==== Information provided ====

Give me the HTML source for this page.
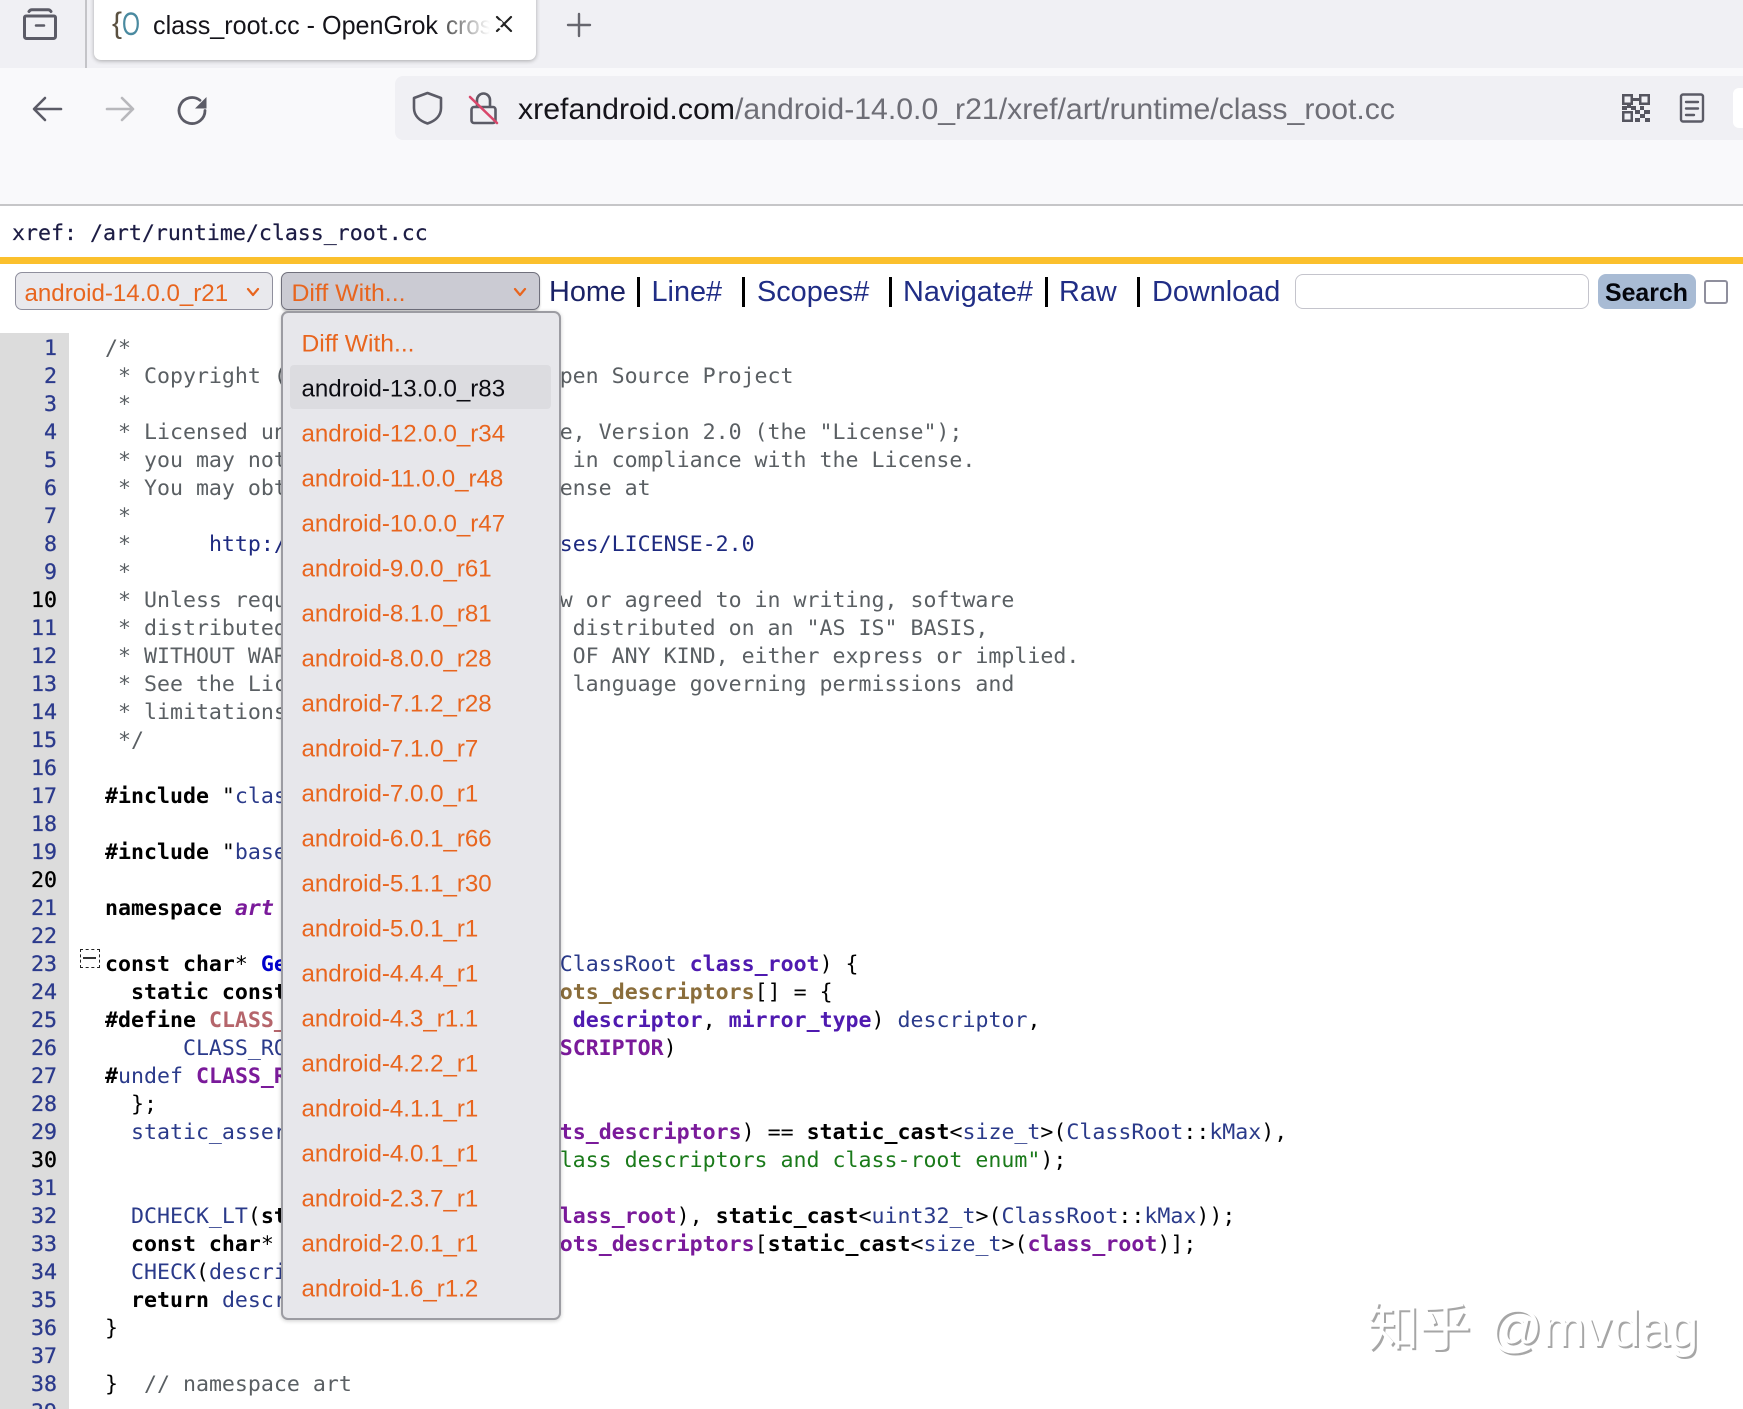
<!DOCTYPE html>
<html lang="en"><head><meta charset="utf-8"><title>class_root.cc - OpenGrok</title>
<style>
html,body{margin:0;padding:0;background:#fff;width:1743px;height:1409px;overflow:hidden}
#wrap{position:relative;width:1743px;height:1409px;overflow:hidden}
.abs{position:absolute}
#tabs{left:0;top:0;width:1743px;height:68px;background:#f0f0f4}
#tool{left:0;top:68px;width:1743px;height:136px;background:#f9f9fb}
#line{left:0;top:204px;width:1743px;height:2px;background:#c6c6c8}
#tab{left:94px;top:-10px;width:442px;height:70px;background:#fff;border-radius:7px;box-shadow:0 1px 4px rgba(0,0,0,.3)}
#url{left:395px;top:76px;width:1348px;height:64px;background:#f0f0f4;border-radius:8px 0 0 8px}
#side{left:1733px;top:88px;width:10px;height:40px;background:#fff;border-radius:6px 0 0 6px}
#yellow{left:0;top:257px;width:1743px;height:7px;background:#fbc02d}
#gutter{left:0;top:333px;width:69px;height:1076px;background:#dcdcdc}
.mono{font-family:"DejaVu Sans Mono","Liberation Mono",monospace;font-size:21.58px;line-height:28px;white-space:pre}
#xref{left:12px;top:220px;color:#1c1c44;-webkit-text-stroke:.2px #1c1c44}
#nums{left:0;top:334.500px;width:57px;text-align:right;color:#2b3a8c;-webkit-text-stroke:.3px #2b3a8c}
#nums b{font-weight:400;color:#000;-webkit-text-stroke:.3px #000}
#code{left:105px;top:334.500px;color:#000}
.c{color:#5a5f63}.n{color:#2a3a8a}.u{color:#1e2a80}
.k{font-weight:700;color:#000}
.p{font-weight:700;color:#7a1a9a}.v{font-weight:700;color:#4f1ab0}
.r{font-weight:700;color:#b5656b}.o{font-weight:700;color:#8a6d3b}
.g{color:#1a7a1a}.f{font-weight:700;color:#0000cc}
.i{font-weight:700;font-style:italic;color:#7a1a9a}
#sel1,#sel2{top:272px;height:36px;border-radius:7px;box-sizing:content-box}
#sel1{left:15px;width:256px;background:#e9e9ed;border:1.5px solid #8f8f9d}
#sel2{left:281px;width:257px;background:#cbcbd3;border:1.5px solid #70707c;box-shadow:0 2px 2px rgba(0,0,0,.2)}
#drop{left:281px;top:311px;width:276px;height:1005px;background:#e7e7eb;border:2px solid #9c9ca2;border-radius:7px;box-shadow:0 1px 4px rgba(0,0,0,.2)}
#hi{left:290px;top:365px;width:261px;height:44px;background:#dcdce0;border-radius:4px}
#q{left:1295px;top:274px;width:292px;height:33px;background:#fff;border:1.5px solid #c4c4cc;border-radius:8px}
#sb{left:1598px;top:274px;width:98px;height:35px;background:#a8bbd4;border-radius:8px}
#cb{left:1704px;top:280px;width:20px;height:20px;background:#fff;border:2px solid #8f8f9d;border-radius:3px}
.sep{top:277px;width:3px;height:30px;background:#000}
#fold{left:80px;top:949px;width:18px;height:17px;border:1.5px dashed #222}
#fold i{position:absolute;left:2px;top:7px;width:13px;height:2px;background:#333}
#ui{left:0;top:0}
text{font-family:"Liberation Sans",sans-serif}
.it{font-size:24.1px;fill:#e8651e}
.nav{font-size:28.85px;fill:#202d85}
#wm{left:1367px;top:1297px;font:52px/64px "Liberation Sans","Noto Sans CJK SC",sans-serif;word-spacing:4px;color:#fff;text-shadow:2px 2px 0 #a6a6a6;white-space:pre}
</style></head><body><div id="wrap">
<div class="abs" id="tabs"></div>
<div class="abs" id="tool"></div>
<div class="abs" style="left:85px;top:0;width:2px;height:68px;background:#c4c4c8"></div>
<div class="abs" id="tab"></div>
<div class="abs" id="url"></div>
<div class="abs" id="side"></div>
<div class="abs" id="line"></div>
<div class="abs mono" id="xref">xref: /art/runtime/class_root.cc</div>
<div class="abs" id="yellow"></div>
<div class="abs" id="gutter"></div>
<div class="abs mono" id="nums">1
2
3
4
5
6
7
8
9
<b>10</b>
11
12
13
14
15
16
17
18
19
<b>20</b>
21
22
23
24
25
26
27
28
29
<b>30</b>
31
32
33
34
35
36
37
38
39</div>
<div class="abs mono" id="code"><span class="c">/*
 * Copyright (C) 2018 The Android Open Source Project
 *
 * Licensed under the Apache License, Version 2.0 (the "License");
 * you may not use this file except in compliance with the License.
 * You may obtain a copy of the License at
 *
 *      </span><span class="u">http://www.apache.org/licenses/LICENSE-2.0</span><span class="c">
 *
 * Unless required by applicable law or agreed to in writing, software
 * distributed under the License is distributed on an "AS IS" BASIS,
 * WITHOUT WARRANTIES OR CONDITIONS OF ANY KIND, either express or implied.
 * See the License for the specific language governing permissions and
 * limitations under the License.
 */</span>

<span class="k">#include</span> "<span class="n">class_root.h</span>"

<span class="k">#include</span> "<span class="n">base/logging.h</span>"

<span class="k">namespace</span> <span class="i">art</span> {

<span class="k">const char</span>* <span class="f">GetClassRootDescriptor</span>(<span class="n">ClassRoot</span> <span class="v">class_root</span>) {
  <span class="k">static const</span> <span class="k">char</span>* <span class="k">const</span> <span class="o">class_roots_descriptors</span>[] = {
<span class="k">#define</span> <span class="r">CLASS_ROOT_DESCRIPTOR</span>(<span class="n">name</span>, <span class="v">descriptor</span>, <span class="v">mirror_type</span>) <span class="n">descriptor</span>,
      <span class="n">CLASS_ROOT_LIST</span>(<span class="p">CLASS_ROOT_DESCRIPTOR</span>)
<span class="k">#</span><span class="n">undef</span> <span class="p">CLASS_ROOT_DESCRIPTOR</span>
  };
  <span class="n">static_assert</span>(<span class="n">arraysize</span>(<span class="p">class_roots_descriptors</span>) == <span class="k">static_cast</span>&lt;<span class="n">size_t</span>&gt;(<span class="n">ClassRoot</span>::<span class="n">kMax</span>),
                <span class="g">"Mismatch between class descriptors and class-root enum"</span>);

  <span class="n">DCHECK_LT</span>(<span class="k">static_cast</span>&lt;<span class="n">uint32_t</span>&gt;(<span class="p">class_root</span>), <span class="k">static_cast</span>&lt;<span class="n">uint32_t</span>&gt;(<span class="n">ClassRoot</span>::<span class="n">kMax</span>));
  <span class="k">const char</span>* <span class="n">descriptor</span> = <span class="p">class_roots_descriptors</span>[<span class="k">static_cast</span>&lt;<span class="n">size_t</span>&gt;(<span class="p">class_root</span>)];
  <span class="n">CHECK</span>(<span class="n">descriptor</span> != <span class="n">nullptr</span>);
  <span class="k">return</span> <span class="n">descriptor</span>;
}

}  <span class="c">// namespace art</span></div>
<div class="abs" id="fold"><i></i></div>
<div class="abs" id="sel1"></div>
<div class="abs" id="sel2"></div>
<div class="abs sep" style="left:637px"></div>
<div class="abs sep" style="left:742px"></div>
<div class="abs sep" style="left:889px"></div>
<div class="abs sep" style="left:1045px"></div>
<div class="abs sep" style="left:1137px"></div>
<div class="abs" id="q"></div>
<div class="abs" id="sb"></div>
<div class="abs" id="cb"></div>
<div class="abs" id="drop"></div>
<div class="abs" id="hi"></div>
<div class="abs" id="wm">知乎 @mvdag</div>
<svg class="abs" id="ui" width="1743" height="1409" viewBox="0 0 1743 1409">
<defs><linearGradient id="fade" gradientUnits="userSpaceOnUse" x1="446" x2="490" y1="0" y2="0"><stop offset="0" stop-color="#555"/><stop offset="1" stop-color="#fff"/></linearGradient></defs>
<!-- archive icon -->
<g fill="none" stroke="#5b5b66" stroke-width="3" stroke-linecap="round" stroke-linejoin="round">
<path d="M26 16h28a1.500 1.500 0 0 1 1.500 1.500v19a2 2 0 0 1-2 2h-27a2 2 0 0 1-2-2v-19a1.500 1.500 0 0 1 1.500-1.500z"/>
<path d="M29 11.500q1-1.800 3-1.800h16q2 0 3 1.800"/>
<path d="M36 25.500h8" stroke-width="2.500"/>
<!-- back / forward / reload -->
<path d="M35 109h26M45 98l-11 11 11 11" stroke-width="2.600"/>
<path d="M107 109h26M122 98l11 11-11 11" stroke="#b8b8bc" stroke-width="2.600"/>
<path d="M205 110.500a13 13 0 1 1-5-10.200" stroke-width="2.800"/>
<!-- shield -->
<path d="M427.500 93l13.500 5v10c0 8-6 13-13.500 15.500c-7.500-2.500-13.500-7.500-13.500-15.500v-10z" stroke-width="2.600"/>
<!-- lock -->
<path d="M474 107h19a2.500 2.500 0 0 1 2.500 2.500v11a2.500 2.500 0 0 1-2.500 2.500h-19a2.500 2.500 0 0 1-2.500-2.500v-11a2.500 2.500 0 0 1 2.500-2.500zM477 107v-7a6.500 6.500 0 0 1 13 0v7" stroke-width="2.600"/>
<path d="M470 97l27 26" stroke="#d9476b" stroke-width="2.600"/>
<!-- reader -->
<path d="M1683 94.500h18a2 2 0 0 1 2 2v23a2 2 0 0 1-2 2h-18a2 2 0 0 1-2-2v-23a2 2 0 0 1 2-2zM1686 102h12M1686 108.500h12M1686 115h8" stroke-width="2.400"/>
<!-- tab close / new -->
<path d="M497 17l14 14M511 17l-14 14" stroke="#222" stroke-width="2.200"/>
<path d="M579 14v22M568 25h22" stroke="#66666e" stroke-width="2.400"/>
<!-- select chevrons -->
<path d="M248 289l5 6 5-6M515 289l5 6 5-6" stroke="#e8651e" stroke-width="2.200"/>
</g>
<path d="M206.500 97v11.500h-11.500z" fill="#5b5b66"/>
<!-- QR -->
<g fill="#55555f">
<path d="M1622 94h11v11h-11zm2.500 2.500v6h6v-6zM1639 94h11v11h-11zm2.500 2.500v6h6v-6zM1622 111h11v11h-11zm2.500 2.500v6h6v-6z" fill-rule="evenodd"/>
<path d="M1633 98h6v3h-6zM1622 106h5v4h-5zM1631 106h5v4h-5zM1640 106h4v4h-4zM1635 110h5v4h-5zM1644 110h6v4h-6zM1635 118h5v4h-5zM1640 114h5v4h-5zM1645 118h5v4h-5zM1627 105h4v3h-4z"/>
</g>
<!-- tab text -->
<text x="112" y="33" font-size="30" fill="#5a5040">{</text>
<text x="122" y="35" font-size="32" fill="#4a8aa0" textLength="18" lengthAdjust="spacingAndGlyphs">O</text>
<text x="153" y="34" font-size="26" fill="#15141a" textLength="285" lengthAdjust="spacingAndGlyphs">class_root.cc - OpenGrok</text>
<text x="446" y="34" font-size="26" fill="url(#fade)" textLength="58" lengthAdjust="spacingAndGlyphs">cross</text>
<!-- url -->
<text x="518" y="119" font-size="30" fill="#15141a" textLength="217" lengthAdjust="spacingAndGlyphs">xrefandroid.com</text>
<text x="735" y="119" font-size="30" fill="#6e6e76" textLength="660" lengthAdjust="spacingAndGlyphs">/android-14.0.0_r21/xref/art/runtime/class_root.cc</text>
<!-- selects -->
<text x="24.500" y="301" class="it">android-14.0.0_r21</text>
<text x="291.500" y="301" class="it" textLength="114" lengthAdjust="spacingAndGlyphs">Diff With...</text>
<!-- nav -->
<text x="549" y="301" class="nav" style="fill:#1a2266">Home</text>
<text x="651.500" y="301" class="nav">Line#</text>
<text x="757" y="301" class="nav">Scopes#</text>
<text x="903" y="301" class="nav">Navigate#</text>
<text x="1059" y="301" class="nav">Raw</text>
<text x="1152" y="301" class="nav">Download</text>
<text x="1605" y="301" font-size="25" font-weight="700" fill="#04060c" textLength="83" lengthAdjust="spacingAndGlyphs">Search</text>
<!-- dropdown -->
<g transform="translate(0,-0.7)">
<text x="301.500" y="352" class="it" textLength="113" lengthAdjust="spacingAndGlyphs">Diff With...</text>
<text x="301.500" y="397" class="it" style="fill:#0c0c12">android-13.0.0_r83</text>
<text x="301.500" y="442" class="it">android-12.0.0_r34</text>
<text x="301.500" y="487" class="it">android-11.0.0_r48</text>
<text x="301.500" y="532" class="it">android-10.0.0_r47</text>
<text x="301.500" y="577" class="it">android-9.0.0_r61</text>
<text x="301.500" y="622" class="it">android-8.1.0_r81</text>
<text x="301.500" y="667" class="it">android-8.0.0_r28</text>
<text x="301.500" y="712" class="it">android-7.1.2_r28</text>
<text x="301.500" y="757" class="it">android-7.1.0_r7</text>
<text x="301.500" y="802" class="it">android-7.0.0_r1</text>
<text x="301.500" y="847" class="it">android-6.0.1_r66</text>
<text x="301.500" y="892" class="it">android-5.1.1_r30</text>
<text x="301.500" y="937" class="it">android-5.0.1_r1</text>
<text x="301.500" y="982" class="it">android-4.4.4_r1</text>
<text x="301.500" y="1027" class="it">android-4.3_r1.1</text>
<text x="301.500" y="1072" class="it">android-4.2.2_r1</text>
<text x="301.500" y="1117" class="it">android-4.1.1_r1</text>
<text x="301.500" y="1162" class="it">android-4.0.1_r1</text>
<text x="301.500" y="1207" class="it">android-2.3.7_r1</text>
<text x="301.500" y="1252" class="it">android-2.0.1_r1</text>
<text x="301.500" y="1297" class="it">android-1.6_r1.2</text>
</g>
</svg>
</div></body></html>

====

■ Exercise description
Extract each line from the listing that holds the word "this".

■ Answer to the exercise
Give me the HTML source for this page.
 * you may not use this file except in compliance with the License.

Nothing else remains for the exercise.